What this task involves >> Can you print the data exactly and leave out each image?

Data block >>
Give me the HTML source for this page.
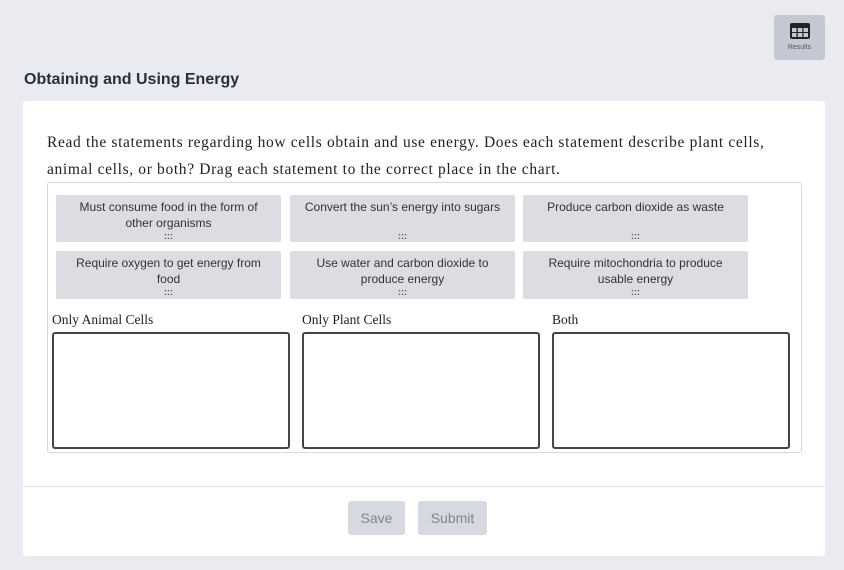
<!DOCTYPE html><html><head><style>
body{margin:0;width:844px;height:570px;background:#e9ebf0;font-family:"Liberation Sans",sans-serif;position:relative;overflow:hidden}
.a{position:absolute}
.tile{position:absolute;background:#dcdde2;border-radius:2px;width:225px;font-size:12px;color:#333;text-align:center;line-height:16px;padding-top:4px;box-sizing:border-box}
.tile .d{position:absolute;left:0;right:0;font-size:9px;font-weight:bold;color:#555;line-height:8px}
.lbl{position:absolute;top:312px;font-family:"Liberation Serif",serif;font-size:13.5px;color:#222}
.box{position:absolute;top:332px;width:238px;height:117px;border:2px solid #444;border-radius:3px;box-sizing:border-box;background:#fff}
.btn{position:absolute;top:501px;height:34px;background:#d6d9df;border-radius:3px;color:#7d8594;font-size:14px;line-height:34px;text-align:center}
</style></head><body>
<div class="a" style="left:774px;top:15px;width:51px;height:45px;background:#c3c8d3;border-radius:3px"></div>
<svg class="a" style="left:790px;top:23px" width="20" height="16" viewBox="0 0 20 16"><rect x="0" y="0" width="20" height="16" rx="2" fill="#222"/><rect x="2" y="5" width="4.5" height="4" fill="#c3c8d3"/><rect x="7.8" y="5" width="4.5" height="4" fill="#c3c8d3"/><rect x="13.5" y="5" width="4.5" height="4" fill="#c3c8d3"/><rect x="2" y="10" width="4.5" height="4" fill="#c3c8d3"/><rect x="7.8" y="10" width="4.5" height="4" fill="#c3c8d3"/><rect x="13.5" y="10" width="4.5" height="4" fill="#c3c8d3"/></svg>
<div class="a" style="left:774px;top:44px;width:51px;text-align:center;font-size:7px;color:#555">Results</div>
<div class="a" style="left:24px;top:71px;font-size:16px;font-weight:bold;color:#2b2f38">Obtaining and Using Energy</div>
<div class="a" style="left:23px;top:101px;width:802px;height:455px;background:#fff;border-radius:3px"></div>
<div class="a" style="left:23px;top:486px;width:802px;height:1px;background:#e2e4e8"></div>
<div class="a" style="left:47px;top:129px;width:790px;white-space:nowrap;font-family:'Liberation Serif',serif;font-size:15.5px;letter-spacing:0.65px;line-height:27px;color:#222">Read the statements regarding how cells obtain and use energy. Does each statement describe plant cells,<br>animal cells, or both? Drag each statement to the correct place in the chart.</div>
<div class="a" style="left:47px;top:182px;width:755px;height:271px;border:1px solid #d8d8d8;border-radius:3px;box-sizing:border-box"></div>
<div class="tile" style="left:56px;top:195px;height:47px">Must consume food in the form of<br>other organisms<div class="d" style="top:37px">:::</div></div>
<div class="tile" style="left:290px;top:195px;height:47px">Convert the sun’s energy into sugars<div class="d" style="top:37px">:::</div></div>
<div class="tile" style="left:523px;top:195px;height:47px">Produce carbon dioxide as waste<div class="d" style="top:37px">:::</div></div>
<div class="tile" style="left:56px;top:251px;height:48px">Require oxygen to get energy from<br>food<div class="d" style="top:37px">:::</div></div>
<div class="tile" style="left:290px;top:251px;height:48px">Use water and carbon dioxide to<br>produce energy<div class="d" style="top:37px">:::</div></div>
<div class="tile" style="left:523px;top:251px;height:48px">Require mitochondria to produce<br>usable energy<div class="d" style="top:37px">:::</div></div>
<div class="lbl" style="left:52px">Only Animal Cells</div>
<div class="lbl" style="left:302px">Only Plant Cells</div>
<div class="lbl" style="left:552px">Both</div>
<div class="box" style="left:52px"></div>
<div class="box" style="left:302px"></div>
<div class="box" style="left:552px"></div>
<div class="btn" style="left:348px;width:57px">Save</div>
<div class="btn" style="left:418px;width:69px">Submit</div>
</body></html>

Expected answer >>
Give me the HTML source for this page.
<!DOCTYPE html><html><head><style>
body{margin:0;width:844px;height:570px;background:#e9ebf0;font-family:"Liberation Sans",sans-serif;position:relative;overflow:hidden}
.a{position:absolute}
.tile{position:absolute;background:#dcdde2;border-radius:2px;width:225px;font-size:12px;color:#333;text-align:center;line-height:16px;padding-top:4px;box-sizing:border-box}
.tile .d{position:absolute;left:0;right:0;font-size:9px;font-weight:bold;color:#555;line-height:8px}
.lbl{position:absolute;top:312px;font-family:"Liberation Serif",serif;font-size:13.5px;color:#222}
.box{position:absolute;top:332px;width:238px;height:117px;border:2px solid #444;border-radius:3px;box-sizing:border-box;background:#fff}
.btn{position:absolute;top:501px;height:34px;background:#d6d9df;border-radius:3px;color:#7d8594;font-size:14px;line-height:34px;text-align:center}
</style></head><body>
<div class="a" style="left:774px;top:15px;width:51px;height:45px;background:#c3c8d3;border-radius:3px"></div>
<svg class="a" style="left:790px;top:23px" width="20" height="16" viewBox="0 0 20 16"><rect x="0" y="0" width="20" height="16" rx="2" fill="#222"/><rect x="2" y="5" width="4.5" height="4" fill="#c3c8d3"/><rect x="7.8" y="5" width="4.5" height="4" fill="#c3c8d3"/><rect x="13.5" y="5" width="4.5" height="4" fill="#c3c8d3"/><rect x="2" y="10" width="4.5" height="4" fill="#c3c8d3"/><rect x="7.8" y="10" width="4.5" height="4" fill="#c3c8d3"/><rect x="13.5" y="10" width="4.5" height="4" fill="#c3c8d3"/></svg>
<div class="a" style="left:774px;top:44px;width:51px;text-align:center;font-size:7px;color:#555">Results</div>
<div class="a" style="left:24px;top:71px;font-size:16px;font-weight:bold;color:#2b2f38">Obtaining and Using Energy</div>
<div class="a" style="left:23px;top:101px;width:802px;height:455px;background:#fff;border-radius:3px"></div>
<div class="a" style="left:23px;top:486px;width:802px;height:1px;background:#e2e4e8"></div>
<div class="a" style="left:47px;top:129px;width:790px;white-space:nowrap;font-family:'Liberation Serif',serif;font-size:15.5px;letter-spacing:0.65px;line-height:27px;color:#222">Read the statements regarding how cells obtain and use energy. Does each statement describe plant cells,<br>animal cells, or both? Drag each statement to the correct place in the chart.</div>
<div class="a" style="left:47px;top:182px;width:755px;height:271px;border:1px solid #d8d8d8;border-radius:3px;box-sizing:border-box"></div>
<div class="tile" style="left:56px;top:195px;height:47px">Must consume food in the form of<br>other organisms<div class="d" style="top:37px">:::</div></div>
<div class="tile" style="left:290px;top:195px;height:47px">Convert the sun’s energy into sugars<div class="d" style="top:37px">:::</div></div>
<div class="tile" style="left:523px;top:195px;height:47px">Produce carbon dioxide as waste<div class="d" style="top:37px">:::</div></div>
<div class="tile" style="left:56px;top:251px;height:48px">Require oxygen to get energy from<br>food<div class="d" style="top:37px">:::</div></div>
<div class="tile" style="left:290px;top:251px;height:48px">Use water and carbon dioxide to<br>produce energy<div class="d" style="top:37px">:::</div></div>
<div class="tile" style="left:523px;top:251px;height:48px">Require mitochondria to produce<br>usable energy<div class="d" style="top:37px">:::</div></div>
<div class="lbl" style="left:52px">Only Animal Cells</div>
<div class="lbl" style="left:302px">Only Plant Cells</div>
<div class="lbl" style="left:552px">Both</div>
<div class="box" style="left:52px"></div>
<div class="box" style="left:302px"></div>
<div class="box" style="left:552px"></div>
<div class="btn" style="left:348px;width:57px">Save</div>
<div class="btn" style="left:418px;width:69px">Submit</div>
</body></html>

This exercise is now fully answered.